This is bug-buddy, a graphical bug reporting tool.
What is it?
===========
bug-buddy can extract debugging information from a crashed application and
create either a stacktrace or a minidump file to send to the GNOME
bug tracker.
How does it work?
=================
bug-buddy uses gdb to collect the stacktrace from the crashed application.
It ships a GTK+ module, called gnomesegvhandler, that allows bug-buddy to
come up automatically every time a GTK+ application crashes.
Installation
============
It shouldn't be harder than the usual
~$ ./configure --prefix=/your/prefix
~$ make
~# make install
but there are some things that might be tricky: the gnomebreakpad module
should be installed in your GTK+ modules directory (default is
/usr/lib/gtk-2.0/modules), and GTK+ itself should be told to load that module
every time an application starts.
There are two ways to do that:
- add "gnomesegvhandler" to the GTK_MODULES environment variable (this is how it
works in GNOME 2.22 and older, as gnome-session takes care of setting the
variable at startup); this is now deprecated.

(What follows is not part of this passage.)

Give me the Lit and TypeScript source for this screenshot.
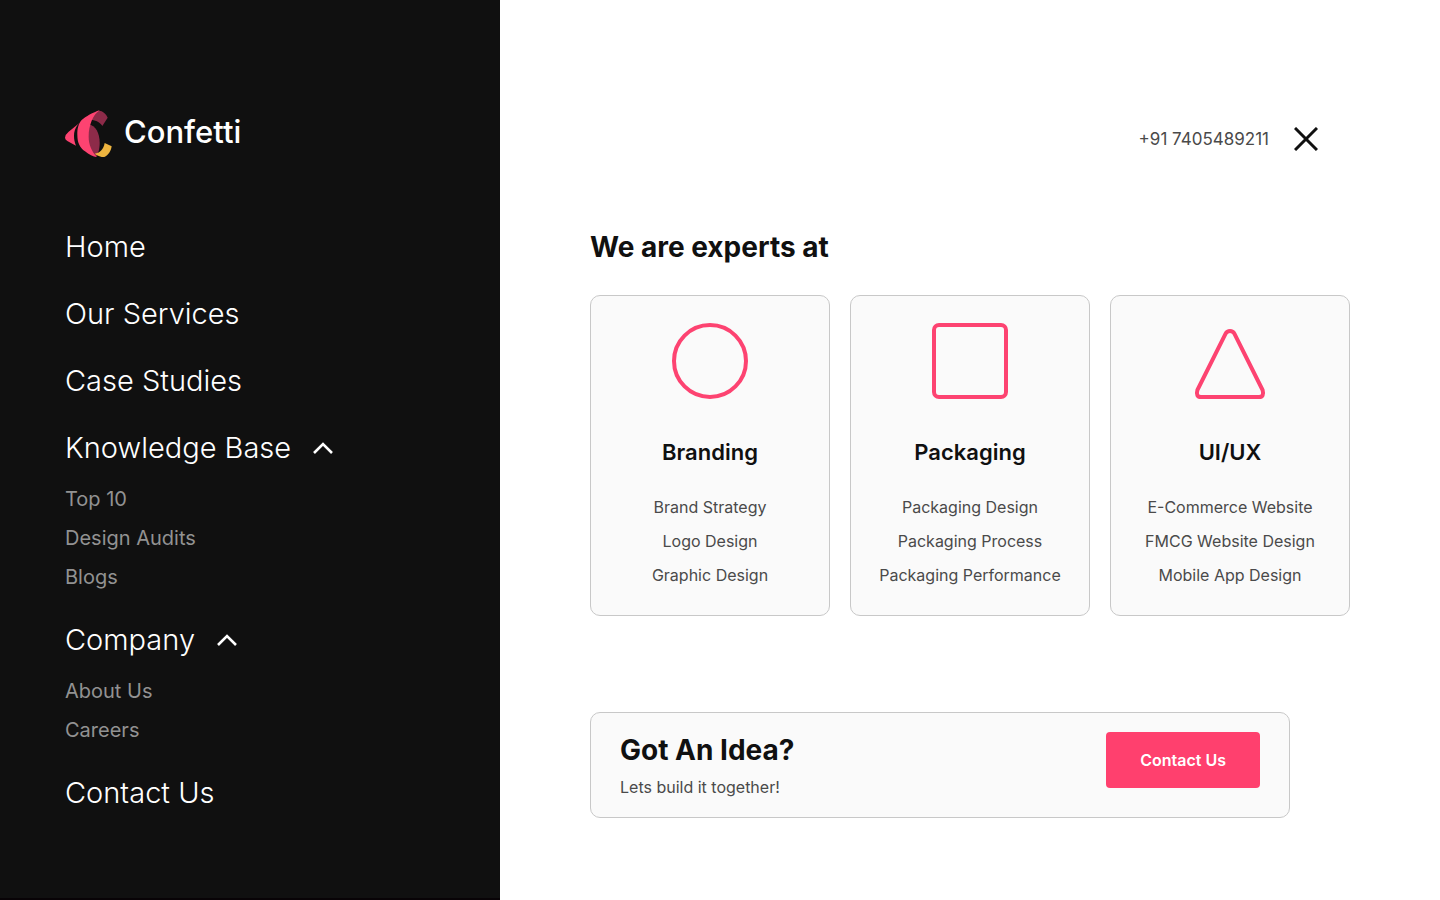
import { LitElement, html, css, svg, nothing } from "lit";
import { customElement, property, state } from "lit/decorators.js";

interface NavEntry {
  label: string;
  children?: string[];
}

const NAV: NavEntry[] = [
  { label: "Home" },
  { label: "Our Services" },
  { label: "Case Studies" },
  { label: "Knowledge Base", children: ["Top 10", "Design Audits", "Blogs"] },
  { label: "Company", children: ["About Us", "Careers"] },
  { label: "Contact Us" },
];

const SERVICES = [
  { shape: "circle", title: "Branding", items: ["Brand Strategy", "Logo Design", "Graphic Design"] },
  { shape: "square", title: "Packaging", items: ["Packaging Design", "Packaging Process", "Packaging Performance"] },
  { shape: "triangle", title: "UI/UX", items: ["E-Commerce Website", "FMCG Website Design", "Mobile App Design"] },
];

@customElement("confetti-logo")
class ConfettiLogo extends LitElement {
  static styles = css`
    :host { display: block; }
    .logo {
      display: flex;
      align-items: center;
      gap: 12px;
      color: #fff;
      text-decoration: none;
    }
    .mark { display: block; width: 47px; height: 47px; }
    .word { padding-bottom: 3px; font-size: 31px; line-height: 44px; font-weight: 500; }
  `;

  render() {
    return html`
      <a class="logo" href="#">
        <svg class="mark" viewBox="0 0 141 141" aria-hidden="true">
          <path fill="#fd4371" d="M0 83Q1 73 11 65L58 27C44 36 27 52 27 78C27 88 29 97 33 107L7 93Q0 89 0 83Z"/>
          <path fill="#8d2b49" d="M70 43C92 46 104 70 104 98C104 116 100 132 92 141C78 130 70 110 68 86Z"/>
          <path fill="#8d2b49" d="M98 3Q104 1 110 4C118 8 125 15 128 23L112 48C106 38 94 30 76 30Z"/>
          <path fill="#fd4371" d="M104 1C84 7 62 20 50 30C40 41 37 56 37 74C37 98 44 112 60 124C72 134 84 141 96 141C80 124 71 104 71 80C71 46 84 14 104 1Z"/>
          <path fill="#edb43f" d="M119 99L140 109C138 123 130 136 118 141C108 141 98 138 89 131C104 130 116 118 119 99Z"/>
        </svg>
        <span class="word">Confetti</span>
      </a>
    `;
  }
}

@customElement("side-nav")
class SideNav extends LitElement {
  @state() private closed: string[] = [];

  static styles = css`
    :host { display: block; }
    .list {
      display: flex;
      flex-direction: column;
      gap: 30px;
      margin: 0;
      padding: 0;
      list-style: none;
    }
    .main {
      display: flex;
      align-items: center;
      gap: 22px;
      width: fit-content;
      padding: 0;
      border: 0;
      background: none;
      font: 300 29px/37px Inter, "Liberation Sans", sans-serif;
      color: #fff;
      text-decoration: none;
      cursor: pointer;
    }
    .chevron { display: block; width: 20px; height: 12px; }
    .chevron.down { rotate: 180deg; }
    .sub {
      display: flex;
      flex-direction: column;
      gap: 11px;
      margin: 19px 0 0;
      padding: 0;
      list-style: none;
    }
    .sub-link {
      display: block;
      width: fit-content;
      font-size: 20px;
      line-height: 28px;
      font-weight: 400;
      color: #929292;
      text-decoration: none;
    }
  `;

  private toggle(label: string) {
    this.closed = this.closed.includes(label)
      ? this.closed.filter((l) => l !== label)
      : [...this.closed, label];
  }

  private renderEntry(entry: NavEntry) {
    if (!entry.children) {
      return html`<li><a class="main" href="#">${entry.label}</a></li>`;
    }
    const open = !this.closed.includes(entry.label);
    return html`
      <li>
        <button class="main" type="button" aria-expanded=${open} @click=${() => this.toggle(entry.label)}>
          ${entry.label}
          <svg class="chevron ${open ? "" : "down"}" viewBox="0 0 20 12" fill="none" stroke="#fff" stroke-width="2.6" aria-hidden="true">
            <path d="M1 11 10 2 19 11"/>
          </svg>
        </button>
        ${open
          ? html`<ul class="sub">
              ${entry.children.map((c) => html`<li><a class="sub-link" href="#">${c}</a></li>`)}
            </ul>`
          : nothing}
      </li>
    `;
  }

  render() {
    return html`<nav aria-label="Main"><ul class="list">${NAV.map((e) => this.renderEntry(e))}</ul></nav>`;
  }
}

@customElement("service-card")
class ServiceCard extends LitElement {
  @property() shape = "circle";
  @property() heading = "";
  @property({ attribute: false }) items: string[] = [];

  static styles = css`
    :host { display: block; }
    .card {
      box-sizing: border-box;
      height: 100%;
      padding: 25px 16px 28px;
      border: 1px solid #c8c8c8;
      border-radius: 10px;
      background: #fafafa;
      text-align: center;
    }
    .icon { display: block; width: 80px; height: 80px; margin: 0 auto; }
    .title {
      margin: 36px 0 0;
      font-size: 22px;
      line-height: 30px;
      font-weight: 600;
      color: #101010;
    }
    .items {
      display: flex;
      flex-direction: column;
      gap: 10px;
      margin: 28px 0 0;
      padding: 0;
      list-style: none;
    }
    .link {
      font-size: 16px;
      line-height: 24px;
      font-weight: 400;
      color: #4a4a4a;
      text-decoration: none;
      white-space: nowrap;
    }
    .items li { line-height: 24px; }
  `;

  private get drawing() {
    switch (this.shape) {
      case "square":
        return svg`<rect x="4" y="4" width="72" height="72" rx="5"/>`;
      case "triangle":
        return svg`<path d="M35.600 12.600Q37 10 40 10Q43 10 44.400 12.600L72.600 69Q74.500 76 69 76H11Q5.500 76 7.400 69Z"/>`;
      default:
        return svg`<circle cx="40" cy="40" r="36"/>`;
    }
  }

  render() {
    return html`
      <article class="card">
        <svg class="icon" viewBox="0 0 80 80" fill="none" stroke="#fd4371" stroke-width="4" aria-hidden="true">${this.drawing}</svg>
        <h3 class="title">${this.heading}</h3>
        <ul class="items">${this.items.map((i) => html`<li><a class="link" href="#">${i}</a></li>`)}</ul>
      </article>
    `;
  }
}

@customElement("app-root")
class AppRoot extends LitElement {
  static styles = css`
    :host {
      display: grid;
      grid-template-columns: minmax(360px, 500px) minmax(0, 1fr);
      min-height: 100vh;
      background: #fff;
      font-family: Inter, "Liberation Sans", sans-serif;
      color: #101010;
    }
    .side {
      box-sizing: border-box;
      padding: 110px 30px 60px 65px;
      border-bottom: 2px solid #080306;
      background: #101010;
    }
    .menu { margin-top: 71px; }
    .content { padding: 127px 90px 60px; }
    .top {
      display: flex;
      justify-content: flex-end;
      align-items: center;
      gap: 25px;
      padding-right: 32px;
    }
    .phone {
      font-size: 17px;
      line-height: 24px;
      color: #4a4a4a;
      text-decoration: none;
    }
    .close {
      padding: 0;
      border: 0;
      background: none;
      cursor: pointer;
    }
    .cross { display: block; width: 24px; height: 24px; }
    .heading {
      margin: 0;
      font-size: 28px;
      line-height: 36px;
      font-weight: 700;
    }
    .experts { margin-top: 78px; }
    .cards {
      display: grid;
      grid-template-columns: repeat(3, minmax(0, 1fr));
      gap: 20px;
      margin-top: 30px;
    }
    .cta {
      box-sizing: border-box;
      display: flex;
      justify-content: space-between;
      align-items: flex-start;
      max-width: 700px;
      margin-top: 96px;
      padding: 19px 29px 17px;
      border: 1px solid #c8c8c8;
      border-radius: 10px;
      background: #fafafa;
    }
    .note {
      margin: 7px 0 0;
      font-size: 16px;
      line-height: 25px;
      color: #4a4a4a;
    }
    .contact {
      padding: 16px 34px;
      border: 0;
      border-radius: 4px;
      background: #ff406e;
      font: 600 16px/24px Inter, "Liberation Sans", sans-serif;
      color: #fff;
      cursor: pointer;
    }
  `;

  render() {
    return html`
      <aside class="side">
        <confetti-logo></confetti-logo>
        <side-nav class="menu"></side-nav>
      </aside>
      <main class="content">
        <div class="top">
          <a class="phone" href="tel:+917405489211">+91 7405489211</a>
          <button class="close" type="button" aria-label="Close menu">
            <svg class="cross" viewBox="0 0 24 24" fill="none" stroke="#101010" stroke-width="3" aria-hidden="true">
              <path d="M1 1 23 23M23 1 1 23"/>
            </svg>
          </button>
        </div>
        <section class="experts">
          <h2 class="heading">We are experts at</h2>
          <div class="cards">
            ${SERVICES.map(
              (s) => html`<service-card .shape=${s.shape} .heading=${s.title} .items=${s.items}></service-card>`,
            )}
          </div>
        </section>
        <section class="cta">
          <div>
            <h2 class="heading">Got An Idea?</h2>
            <p class="note">Lets build it together!</p>
          </div>
          <button class="contact" type="button">Contact Us</button>
        </section>
      </main>
    `;
  }
}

- add a boolean "/apps/gnome_settings_daemon/gtk-modules/gnomesegvhandler" GConf
key (requires GTK+ 2.14.2 and gnome-settings-daemon 2.24.0 to work properly).
The key is installed by default by bug-buddy, and this method is the
reccomended for GNOME 2.24 or newer.
So, if gnomebreakpad for some reason doesn't seem to work, check the GConf key
or the GTK_MODULES environment variable.
Report Bugs
===========
A bug reporting tool can have bugs as well, funny isn't it? :-P
Please report your bugs to the GNOME bug tracking system
(http://bugzilla.gnome.org), under the bug-buddy component.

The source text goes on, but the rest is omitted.